A prosecution witness claimed in court that he had seen two people fighting from a distance of 140 yards. He said he saw a woman fall on the ground and there was a white man on top beating her with a “black tool.”

The case, however, turned on two defense testimonies.

A Nairobi pathologist testified that Peverley’s injuries were more likely to have been caused by a fall than by bludgeoning. And then on the closing day, in a dramatic gesture by the defense, Peverley’s mother, who had flown in from her home in Connecticut, testified that her daughter’s marriage had been “very happy and comfortable.”

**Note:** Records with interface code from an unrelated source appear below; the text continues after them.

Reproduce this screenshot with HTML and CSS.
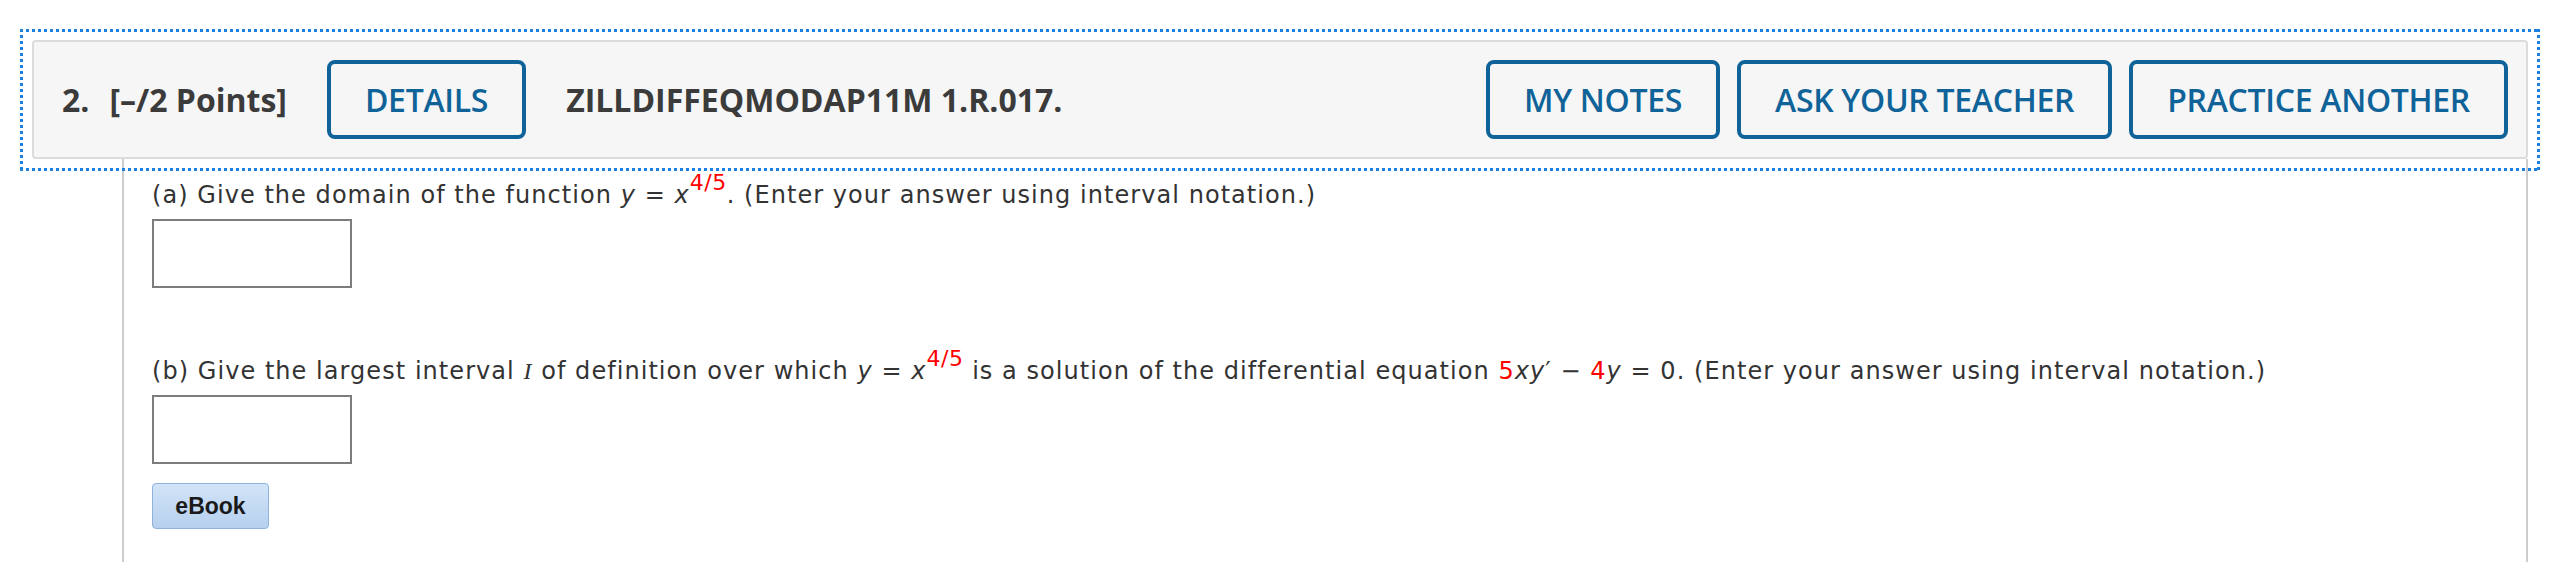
FILE: index.html
```html
<!DOCTYPE html>
<html>
<head>
  <title>Question 2</title>
  <link rel="stylesheet" href="styles.css">
</head>
<body>

  <div class="page">
    <div class="q-header">
      <span class="q-num">2.</span>
      <span class="q-points">[&ndash;/2 Points]</span>
      <button class="q-btn">DETAILS</button>
      <span class="q-title">ZILLDIFFEQMODAP11M 1.R.017.</span>
      <div class="q-actions">
        <button class="q-btn">MY NOTES</button>
        <button class="q-btn">ASK YOUR TEACHER</button>
        <button class="q-btn">PRACTICE ANOTHER</button>
      </div>
    </div>

    <div class="q-body">
      <p class="part">(a) Give the domain of the function <i>y</i> = <i>x</i><sup class="red">4/5</sup>. (Enter your answer using interval notation.)</p>
      <input class="answer" type="text">

      <p class="part part-b">(b) Give the largest interval <i class="serif">I</i> of definition over which <i>y</i> = <i>x</i><sup class="red">4/5</sup> is a solution of the differential equation <span class="red">5</span><i>xy</i>&prime; &minus; <span class="red">4</span><i>y</i> = 0. (Enter your answer using interval notation.)</p>
      <input class="answer" type="text">

      <button class="ebook">eBook</button>
    </div>
  </div>

</body>
</html>
```

FILE: styles.css
```css
html, body {
  margin: 0;
  overflow: hidden;
  background: #fff;
}
.page {
  height: 562px;
  box-sizing: border-box;
  padding: 40px 32px 0 32px;
  display: flex;
  flex-direction: column;
}
.q-header {
  position: relative;
  display: flex;
  align-items: center;
  gap: 40px;
  padding: 18px 18px 18px 28px;
  background: #f6f6f6;
  border: 2px solid #dcdcdc;
  border-radius: 4px;
  font-family: "Open Sans", sans-serif;
  font-size: 32px;
  color: #3b3b3b;
}
/* focus ring, square dots */
.q-header::after {
  content: "";
  position: absolute;
  top: -13px;
  left: -14px;
  right: -14px;
  bottom: -14px;
  pointer-events: none;
  background:
    linear-gradient(90deg, #1b80e2 50%, transparent 50%) top left / 6px 3px repeat-x,
    linear-gradient(90deg, #1b80e2 50%, transparent 50%) bottom left / 6px 3px repeat-x,
    linear-gradient(#1b80e2 50%, transparent 50%) top left / 3px 6px repeat-y,
    linear-gradient(#1b80e2 50%, transparent 50%) top right / 3px 6px repeat-y;
}
.q-num, .q-points, .q-title {
  font-weight: 700;
}
.q-num {
  margin-right: -20px;
}
.q-btn {
  height: 79px;
  padding: 0 34px;
  border: 4px solid #0f6398;
  border-radius: 8px;
  background: #f6f6f6;
  color: #0f6398;
  font-family: "Open Sans", sans-serif;
  font-size: 32px;
  font-weight: 600;
  letter-spacing: -0.3px;
}
.q-actions {
  margin-left: auto;
  display: flex;
  gap: 17px;
}
.q-body {
  flex: 1;
  margin-left: 90px;
  border-left: 2px solid #cccccc;
  border-right: 2px solid #cccccc;
  padding: 20px 28px 0 28px;
  font-family: Verdana, "DejaVu Sans", sans-serif;
  font-size: 24px;
  letter-spacing: 1.05px;
  color: #333;
}
.part {
  margin: 0;
  line-height: 32px;
}
.part-b {
  margin-top: 67px;
}
.serif {
  font-family: "Liberation Serif", serif;
}
.red {
  color: #f00;
}
sup {
  font-size: 22px;
  letter-spacing: 0.5px;
  line-height: 0;
  vertical-align: 13px;
}
.answer {
  display: block;
  box-sizing: border-box;
  width: 200px;
  height: 69px;
  margin-top: 8px;
  border: 2px solid #7c7c7c;
  background: #fff;
}
.ebook {
  display: block;
  margin-top: 19px;
  width: 117px;
  height: 46px;
  border: 1px solid #8fb2da;
  border-radius: 4px;
  background: linear-gradient(#d2e4f8, #b6d0ee);
  font-family: "Liberation Sans", Arial, sans-serif;
  font-size: 23px;
  font-weight: 700;
  letter-spacing: 0;
  color: #1a1a1a;
}
```
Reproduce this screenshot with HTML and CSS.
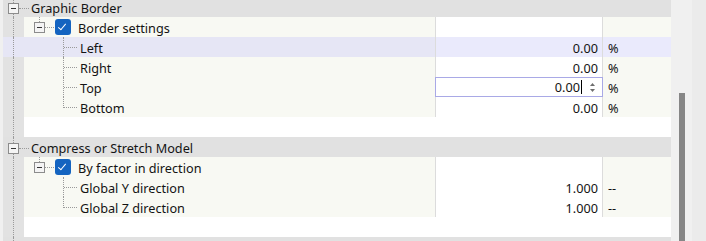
FILE: index.html
```html
<!DOCTYPE html>
<html>
<head>
	<title>Model Settings</title>
	<link rel="stylesheet" href="styles.css">
</head>
<body>
	<div class="window">
		<div class="tree">
			<!-- Graphic Border -->
			<div class="row header first">
				<div class="gutter"><span class="toggle root"></span></div>
				<div class="label">Graphic Border</div>
			</div>
			<div class="row">
				<div class="gutter"></div>
				<div class="label sub">
					<span class="toggle"></span>
					<span class="check"></span>
					Border settings
				</div>
				<div class="value"></div>
				<div class="unit"></div>
			</div>
			<div class="row selected">
				<div class="gutter"></div>
				<div class="label leaf">Left</div>
				<div class="value">0.00</div>
				<div class="unit">%</div>
			</div>
			<div class="row">
				<div class="gutter"></div>
				<div class="label leaf">Right</div>
				<div class="value">0.00</div>
				<div class="unit">%</div>
			</div>
			<div class="row">
				<div class="gutter"></div>
				<div class="label leaf">Top</div>
				<div class="value editing">
					<span>0.00</span><span class="caret"></span>
					<span class="spin">
						<svg width="7" height="11" viewBox="0 0 7 11"><path d="M3.5 1 L6 4 L1 4 Z" fill="#6e6e6e"/><path d="M1 7 L6 7 L3.5 10 Z" fill="#6e6e6e"/></svg>
					</span>
				</div>
				<div class="unit">%</div>
			</div>
			<div class="row">
				<div class="gutter"></div>
				<div class="label leaf last">Bottom</div>
				<div class="value">0.00</div>
				<div class="unit">%</div>
			</div>
			<div class="row blank">
				<div class="gutter"></div>
				<div class="label"></div>
			</div>

			<!-- Compress or Stretch Model -->
			<div class="row header">
				<div class="gutter"><span class="toggle root"></span></div>
				<div class="label">Compress or Stretch Model</div>
			</div>
			<div class="row">
				<div class="gutter"></div>
				<div class="label sub">
					<span class="toggle"></span>
					<span class="check"></span>
					By factor in direction
				</div>
				<div class="value"></div>
				<div class="unit"></div>
			</div>
			<div class="row">
				<div class="gutter"></div>
				<div class="label leaf">Global Y direction</div>
				<div class="value">1.000</div>
				<div class="unit">--</div>
			</div>
			<div class="row">
				<div class="gutter"></div>
				<div class="label leaf last">Global Z direction</div>
				<div class="value">1.000</div>
				<div class="unit">--</div>
			</div>
			<div class="row blank">
				<div class="gutter"></div>
				<div class="label"></div>
			</div>
			<div class="row header">
				<div class="gutter"></div>
				<div class="label"></div>
			</div>
		</div>
		<div class="scrollbar">
			<div class="track"><div class="thumb"></div></div>
			<div class="edge"></div>
		</div>
	</div>
</body>
</html>
```

FILE: styles.css
```css
/* Page */
* {
	box-sizing: border-box;
}
body {
	margin: 0;
	background-color: #f0f0f0;
	font-family: "Noto Sans", "Open Sans", sans-serif;
	font-size: 12.7px;
	color: #141414;
	overflow: hidden;
}
.window {
	display: flex;
	height: 241px;
	overflow: hidden;
}

/* Tree grid */
.tree {
	width: 668px;
	margin-left: 3px;
	background-color: #ffffff;
	flex: none;
}
.row {
	display: flex;
	height: 20px;
}
.gutter {
	width: 21px;
	flex: none;
	background-color: #e2e2e2;
	position: relative;
}
.gutter::before {
	content: "";
	position: absolute;
	left: 10px;
	top: 0;
	bottom: 0;
	border-left: 1px dotted #9a9a9a;
}
.label,
.value,
.unit {
	height: 20px;
	padding-top: 2px;
	line-height: 18px;
	white-space: nowrap;
}
.label {
	width: 411px;
	flex: none;
	background-color: #f8f9f3;
	position: relative;
}
.value {
	width: 167px;
	flex: none;
	border-left: 1px solid #dcdcdc;
	background-color: #ffffff;
	text-align: right;
	padding-right: 4px;
}
.unit {
	flex: 1;
	border-left: 1px solid #dcdcdc;
	background-color: #f8f9f3;
	padding-left: 5px;
}

/* Group header rows */
.header .gutter,
.header .label {
	background-color: #e1e1e1;
}
.header .label {
	flex: 1;
	padding-left: 7px;
}
.header .label::before {
	content: "";
	position: absolute;
	left: -5px;
	top: 11px;
	width: 10px;
	border-top: 1px dotted #9a9a9a;
}
.first {
	height: 17px;
}
.first .label {
	height: 17px;
	padding-top: 0;
	line-height: 17px;
}
.first .label::before {
	top: 8px;
}
.first .toggle.root {
	top: 3px;
}

/* Blank rows */
.blank .label {
	flex: 1;
	background-color: #ffffff;
}

/* Selected row */
.selected .gutter,
.selected .label {
	background-color: #e6e6f5;
}
.selected .value,
.selected .unit {
	background-color: #eaeafc;
}

/* Expand/collapse boxes */
.toggle {
	width: 11px;
	height: 11px;
	border: 1px solid #8c8c8c;
	background-color: #f4f4f4;
	position: absolute;
	z-index: 1;
}
.toggle::after {
	content: "";
	position: absolute;
	left: 2px;
	top: 4px;
	width: 5px;
	border-top: 1px solid #333333;
}
.toggle.root {
	left: 5px;
	top: 6px;
}

/* Node with checkbox */
.sub {
	padding-left: 54px;
}
.sub .toggle {
	left: 10px;
	top: 5px;
}
.sub::before {
	content: "";
	position: absolute;
	left: 15px;
	top: 0;
	height: 5px;
	border-left: 1px dotted #9a9a9a;
}
.sub::after {
	content: "";
	position: absolute;
	left: 21px;
	top: 10px;
	width: 9px;
	border-top: 1px dotted #9a9a9a;
}
.check {
	position: absolute;
	left: 31px;
	top: 2px;
	width: 16px;
	height: 16px;
	border-radius: 3px;
	background-color: #1464c0;
}
.check::after {
	content: "";
	position: absolute;
	left: 5px;
	top: 3px;
	width: 3px;
	height: 7px;
	border-right: 1.5px solid #ffffff;
	border-bottom: 1.5px solid #ffffff;
	transform: rotate(40deg);
}

/* Leaf items with tree connectors */
.leaf {
	padding-left: 56px;
}
.leaf::before {
	content: "";
	position: absolute;
	left: 39px;
	top: 0;
	height: 20px;
	border-left: 1px dotted #9a9a9a;
}
.leaf.last::before {
	height: 11px;
}
.leaf::after {
	content: "";
	position: absolute;
	left: 40px;
	top: 10px;
	width: 13px;
	border-top: 1px dotted #9a9a9a;
}

/* Value being edited */
.editing {
	border: 1px solid #a9a9e6;
	width: 168px;
	padding: 0;
	line-height: 18px;
	display: flex;
	justify-content: flex-end;
	align-items: center;
}
.caret {
	width: 1px;
	height: 14px;
	background-color: #000000;
	margin-left: 1px;
}
.spin {
	width: 20px;
	display: flex;
	justify-content: center;
	align-items: center;
	height: 18px;
}
.editing + .unit {
	border-left: none;
	padding-left: 5px;
}

/* Scrollbar */
.scrollbar {
	display: flex;
	margin-left: 1px;
	flex: 1;
}
.track {
	width: 20px;
	height: 100%;
	padding-left: 7px;
	background-color: #f0f0f0;
}
.thumb {
	margin-top: 93px;
	width: 6px;
	height: 160px;
	background-color: #868686;
}
.edge {
	flex: 1;
	background-color: #ebebeb;
}
```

Referring to her daughter by her nickname of “Peppy," she told the court that she received many letters from Peppy and an occasional letter from her son-in-law during their time at Maswa. “I never had any letter indicating my daughter was unhappy in her marriage. None whatsoever. I was delighted with the marriage.” She said she had visited the couple at their school the year before, and “There was never any hint of trouble in their marriage.”

Two “assessors” (including a USAID official from Tanzania) recommended Kinsey’s acquittal, and British-born Judge Harold Platt brought in his judgment. Kinsey’s guilt, he ruled, had not been “proved beyond reasonable doubt.”

After the verdict

After having spent five months in jail (where he spent most of his time teaching English to fellow prisoners), Kinsey flew immediately home, saying only that he wanted to be reassigned to Tanzania.

Instead of being reassigned, Bill worked in PC/Washington for slightly more than a year, and then went to Stanford for an advance degree. Years later, remarried, he returned to West Africa as a relief worker.